## [Provided material]
= = = = = = =
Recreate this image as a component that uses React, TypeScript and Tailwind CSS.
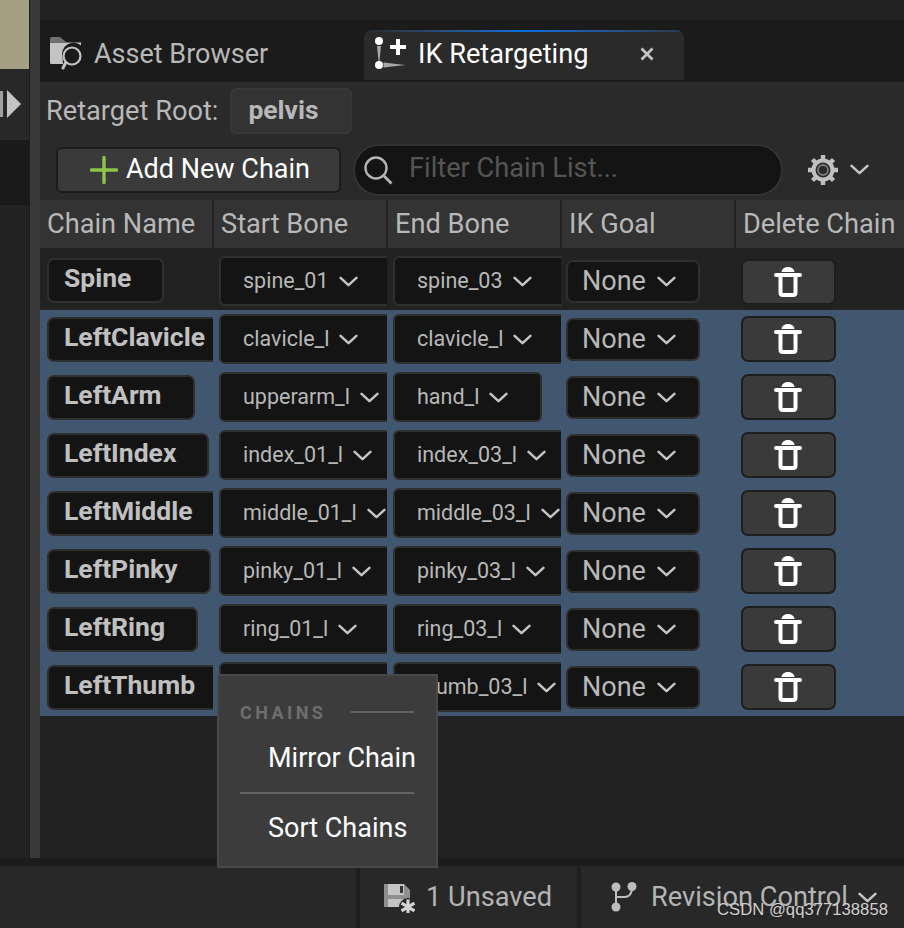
const ROWS = [
  { name: 'Spine', start: 'spine_01', end: 'spine_03', selected: false },
  { name: 'LeftClavicle', start: 'clavicle_l', end: 'clavicle_l', selected: true },
  { name: 'LeftArm', start: 'upperarm_l', end: 'hand_l', selected: true },
  { name: 'LeftIndex', start: 'index_01_l', end: 'index_03_l', selected: true },
  { name: 'LeftMiddle', start: 'middle_01_l', end: 'middle_03_l', selected: true },
  { name: 'LeftPinky', start: 'pinky_01_l', end: 'pinky_03_l', selected: true },
  { name: 'LeftRing', start: 'ring_01_l', end: 'ring_03_l', selected: true },
  { name: 'LeftThumb', start: 'thumb_01_l', end: 'thumb_03_l', selected: true },
]

const HEADERS = ['Chain Name', 'Start Bone', 'End Bone', 'IK Goal', 'Delete Chain']

function Chevron({ className }: { className: string }) {
  return (
    <svg viewBox="0 0 18 10" fill="none" className={className}>
      <path d="M1.500 1.500 9 8.500l7.500-7" stroke="currentColor" strokeWidth="2.400" strokeLinecap="round" strokeLinejoin="round" />
    </svg>
  )
}

function Trash() {
  return (
    <svg viewBox="0 0 28 30" className="h-[30px] w-[28px] text-white" fill="none">
      <path d="M7.500 5c.4-3.400 3.400-5 6.500-5s6.100 1.600 6.500 5z" fill="currentColor" />
      <path d="M2 8h24" stroke="currentColor" strokeWidth="4" strokeLinecap="round" />
      <path d="M6.500 10v15.500c0 1.700.8 2.500 2.500 2.500h10c1.700 0 2.500-.8 2.500-2.500V10" stroke="currentColor" strokeWidth="4" />
    </svg>
  )
}

function AssetIcon() {
  return (
    <svg viewBox="0 0 33 33" className="h-[33px] w-[33px]" fill="none">
      <path d="M0 2c0-1 .6-2 1.500-2h8.500l6 5H0z" fill="#707070" />
      <path d="M0 5.500h31v3a11.500 11.500 0 0 0-18.500 12l.5 6.500H1.500C.6 27 0 26.500 0 25.500z" fill="#c4c4c4" />
      <circle cx="22" cy="19" r="8.500" stroke="#c4c4c4" strokeWidth="2.200" />
      <path d="M15.500 26 13 31" stroke="#c4c4c4" strokeWidth="3" strokeLinecap="round" />
    </svg>
  )
}

function IkIcon() {
  return (
    <svg viewBox="0 0 34 36" className="h-[36px] w-[34px]">
      <circle cx="5" cy="5" r="4" fill="#fff" />
      <circle cx="5" cy="29" r="4" fill="#fff" />
      <path d="M3 10h4l-1.500 15h-1z" fill="#a8a8a8" />
      <path d="M9.500 26.500v5l22-2.500z" fill="#a8a8a8" />
      <path d="M16 11h16M24 3v16" stroke="#fff" strokeWidth="4" />
    </svg>
  )
}

function Gear() {
  return (
    <svg viewBox="0 0 30 30" className="h-[30px] w-[30px]" fill="none">
      <circle cx="15" cy="15" r="9.500" stroke="#c0c0c0" strokeWidth="4" />
      <circle cx="15" cy="15" r="5" stroke="#7a7a7a" strokeWidth="1.800" />
      <path
        d="M15 0v5M15 25v5M0 15h5M25 15h5M4.500 4.500l3.500 3.500M22 22l3.500 3.500M25.500 4.500 22 8M8 22l-3.500 3.500"
        stroke="#c0c0c0"
        strokeWidth="4.400"
      />
    </svg>
  )
}

function SaveIcon() {
  return (
    <svg viewBox="0 0 34 32" className="h-[32px] w-[34px]">
      <path d="M0 3h20l6 6v17H0z" fill="#8f8f8f" />
      <path d="M4 3h16v11H4z" fill="#c4c4c4" />
      <path d="M4 18h15v8H4z" fill="#c4c4c4" />
      <path d="M16 5h3v7h-3z" fill="#333" />
      <circle cx="24" cy="26" r="9" fill="#282828" />
      <path d="M24 18.500v15M17.500 22.200l13 7.600M30.500 22.200l-13 7.600" stroke="#d4d4d4" strokeWidth="3.200" />
    </svg>
  )
}

function BranchIcon() {
  return (
    <svg viewBox="0 0 28 30" className="h-[30px] w-[28px]" fill="none">
      <circle cx="5" cy="5" r="4.500" fill="#bdbdbd" />
      <circle cx="21" cy="4.500" r="4.500" fill="#bdbdbd" />
      <circle cx="5" cy="25" r="4.500" fill="#bdbdbd" />
      <path d="M5 8v15M5 15h9c4 0 6-3 7-7" stroke="#bdbdbd" strokeWidth="2" />
    </svg>
  )
}

function BoneCombo({ label }: { label: string }) {
  return (
    <div className="flex h-full w-max shrink-0 items-center gap-[10px] rounded-[6px] border-2 border-[#2f2f2f] bg-[#141414] pl-[22px] pr-[32px] text-[21.5px] text-[#b8b8b8]">
      <span className="whitespace-nowrap">{label}</span>
      <Chevron className="h-[11px] w-[19px] shrink-0 text-[#c4c4c4]" />
    </div>
  )
}

function ChainRow({ row }: { row: (typeof ROWS)[number] }) {
  const combo = row.selected ? 'mt-[4px] h-[50px]' : 'mt-[8px] h-[50px]'
  return (
    <div className={`grid grid-cols-[174px_174px_174px_174px_1fr] ${row.selected ? 'h-[58px] bg-[#415770]' : 'h-[62px] bg-[#222222]'}`}>
      <div className="mr-[1px] overflow-hidden pl-[7px]">
        <div className={`${row.selected ? 'mt-[7px]' : 'mt-[10px]'} flex h-[45px] w-max items-center rounded-[7px] border-2 border-[#2f2f2f] bg-[#141414] pb-[5px] pl-[15px] pr-[31px] text-[26.5px] font-bold text-[#c0c0c0]`}>
          {row.name}
        </div>
      </div>
      <div className="mr-[1px] overflow-hidden pl-[5px]">
        <div className={combo}><BoneCombo label={row.start} /></div>
      </div>
      <div className="mr-[1px] overflow-hidden pl-[5px]">
        <div className={combo}><BoneCombo label={row.end} /></div>
      </div>
      <div className="pl-[4px]">
        <div className={`${row.selected ? 'mt-[8px]' : 'mt-[12px]'} flex h-[43px] w-[134px] items-center gap-[11px] rounded-[7px] border-2 border-[#2f2f2f] bg-[#141414] pl-[14px] text-[27px] text-[#b8b8b8]`}>
          None
          <Chevron className="h-[11px] w-[19px] text-[#c4c4c4]" />
        </div>
      </div>
      <div className="pl-[5px]">
        <div className={`${row.selected ? 'mt-[6px]' : 'mt-[11px]'} flex h-[46px] w-[95px] items-center justify-center rounded-[7px] border-2 border-[#1e1e1e] bg-[#3a3a3a] pr-[1px]`}>
          <Trash />
        </div>
      </div>
    </div>
  )
}

export default function App() {
  return (
    <div className="relative flex h-[928px] w-[904px] flex-col overflow-hidden bg-[#222222] font-['Roboto',sans-serif]">
      <div className="flex h-[858px] min-h-0">
        <div className="flex w-[29px] flex-col bg-[#222222]">
          <div className="h-[69px] bg-[#a5a084]" />
          <div className="flex h-[71px] items-center bg-[#282828] pb-[1px]">
            <div className="h-[26px] w-[3px] bg-[#a0a0a0]" />
            <svg viewBox="0 0 16 30" className="ml-[3px] h-[30px] w-[16px]">
              <path d="M1 1 15 15 1 29z" fill="#c4c4c4" />
            </svg>
          </div>
          <div className="h-[65px] bg-[#1a1a1a]" />
        </div>
        <div className="w-[1px] bg-[#1c1c1c]" />
        <div className="w-[10px] bg-[#383838]" />
        <div className="flex min-w-0 flex-1 flex-col">
          <div className="h-[20px] bg-[#222222]" />
          <div className="flex h-[62px] bg-[#1b1b1b] pt-[10px]">
            <div className="flex w-[324px] items-start gap-[11px] pl-[10px] pt-[7px] text-[27px] leading-[32px] text-[#b8b8b8]">
              <AssetIcon />
              <span className="mt-[1px]">Asset Browser</span>
            </div>
            <div className="flex h-[50px] w-[320px] flex-col overflow-hidden rounded-t-[8px] bg-[#2a2a2a] text-[27.2px] text-white">
              <div className="h-[2px] bg-gradient-to-r from-[#2a2a2a] via-[#0070e0] to-[#2a3a4a]" />
              <div className="flex flex-1 items-center pb-[4px] pl-[10px]">
                <IkIcon />
                <span className="ml-[10px]">IK Retargeting</span>
                <span className="ml-[52px] text-[#c4c4c4]">
                  <svg viewBox="0 0 14 14" className="h-[14px] w-[14px]">
                    <path d="M1.500 1.500l11 11M12.500 1.500l-11 11" stroke="currentColor" strokeWidth="2.800" />
                  </svg>
                </span>
              </div>
            </div>
          </div>
          <div className="flex h-[58px] items-center bg-[#2a2a2a] pl-[6px]">
            <span className="text-[27.2px] text-[#b8b8b8]">Retarget Root:</span>
            <div className="ml-[12px] flex h-[46px] w-[122px] items-center rounded-[6px] border-2 border-[#383838] bg-[#333333] pb-[3px] pl-[16px] text-[26.5px] font-bold text-[#b8b8b8]">
              pelvis
            </div>
          </div>
          <div className="flex h-[60px] items-center bg-[#2a2a2a] pl-[16px]">
            <div className="flex h-[46px] w-[285px] items-center rounded-[6px] border-2 border-[#1c1c1c] bg-[#3a3a3a] pb-[2px] pl-[32px] text-[27px] text-white">
              <svg viewBox="0 0 28 28" className="mr-[8px] mt-[2px] h-[28px] w-[28px]">
                <path d="M1.500 14h25M14 1.500v25" stroke="#8cc44a" strokeWidth="3.400" strokeLinecap="round" />
              </svg>
              Add New Chain
            </div>
            <div className="ml-[12px] flex h-[52px] w-[430px] items-center rounded-full border-2 border-[#333333] bg-[#141414] pb-[3px] pl-[8px] text-[27.2px] text-[#555555]">
              <svg viewBox="0 0 30 30" className="mt-[3px] h-[30px] w-[30px]" fill="none">
                <circle cx="13" cy="13" r="10.500" stroke="#b4b4b4" strokeWidth="2.400" />
                <path d="M21 21l7.500 7.500" stroke="#b4b4b4" strokeWidth="2.800" />
              </svg>
              <span className="ml-[16px]">Filter Chain List...</span>
            </div>
            <div className="-mt-[1px] ml-[25px] flex items-center gap-[12px]">
              <Gear />
              <Chevron className="h-[11px] w-[19px] text-[#c4c4c4]" />
            </div>
          </div>
          <div className="grid h-[48px] grid-cols-[174px_174px_174px_174px_1fr] bg-[#333333] text-[27.2px] text-[#b8b8b8]">
            {HEADERS.map((h, i) => (
              <div key={h} className={`flex items-center whitespace-nowrap pl-[7px] ${i < 4 ? 'border-r-2 border-[#232323]' : ''}`}>
                {h}
              </div>
            ))}
          </div>
          {ROWS.map((row) => (
            <ChainRow key={row.name} row={row} />
          ))}
          <div className="flex-1 bg-[#222222]" />
        </div>
      </div>
      <div className="h-[8px] bg-[#1c1c1c]" />
      <div className="flex h-[62px] bg-[#282828] text-[27.2px] text-[#b4b4b4]">
        <div className="w-[356px]" />
        <div className="w-[4px] bg-[#1e1e1e]" />
        <div className="flex w-[217px] items-center pl-[24px]">
          <SaveIcon />
          <span className="ml-[8px]">1 Unsaved</span>
        </div>
        <div className="w-[4px] bg-[#1e1e1e]" />
        <div className="flex flex-1 items-center pl-[30px]">
          <BranchIcon />
          <span className="ml-[12px] whitespace-nowrap">Revision Control</span>
          <Chevron className="ml-[10px] h-[11px] w-[19px] shrink-0 text-[#c4c4c4]" />
        </div>
      </div>

      <div className="absolute left-[217px] top-[674px] h-[194px] w-[221px] border-2 border-[#484848] bg-[#3c3c3c] text-[27px] text-white">
        <div className="flex h-[74px] items-center pb-[2px] pl-[21px]">
          <span className="text-[18px] font-bold tracking-[0.19em] text-[#6e6e6e]">CHAINS</span>
          <div className="ml-[25px] h-[2px] w-[63px] bg-[#636363]" />
        </div>
        <div className="-mt-[8px] pl-[49px] leading-[32px]">Mirror Chain</div>
        <div className="ml-[21px] mt-[18px] h-[2px] w-[174px] bg-[#636363]" />
        <div className="mt-[18px] pl-[49px] leading-[32px]">Sort Chains</div>
      </div>

      <div className="absolute left-[717px] top-[897px] font-['Liberation_Sans',sans-serif] text-[16.7px] text-[#d0d0d0] [text-shadow:1px_1px_1px_#222]">
        CSDN @qq377138858
      </div>
    </div>
  )
}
= = = = = = =
## [Written request]
Repeat only what lies between the start of the data and the end of the line containing "const HEADERS = ['Chain", exactly, with pictures left out.

## [Solution to this exercise]
Recreate this image as a component that uses React, TypeScript and Tailwind CSS.
const ROWS = [
  { name: 'Spine', start: 'spine_01', end: 'spine_03', selected: false },
  { name: 'LeftClavicle', start: 'clavicle_l', end: 'clavicle_l', selected: true },
  { name: 'LeftArm', start: 'upperarm_l', end: 'hand_l', selected: true },
  { name: 'LeftIndex', start: 'index_01_l', end: 'index_03_l', selected: true },
  { name: 'LeftMiddle', start: 'middle_01_l', end: 'middle_03_l', selected: true },
  { name: 'LeftPinky', start: 'pinky_01_l', end: 'pinky_03_l', selected: true },
  { name: 'LeftRing', start: 'ring_01_l', end: 'ring_03_l', selected: true },
  { name: 'LeftThumb', start: 'thumb_01_l', end: 'thumb_03_l', selected: true },
]

const HEADERS = ['Chain Name', 'Start Bone', 'End Bone', 'IK Goal', 'Delete Chain']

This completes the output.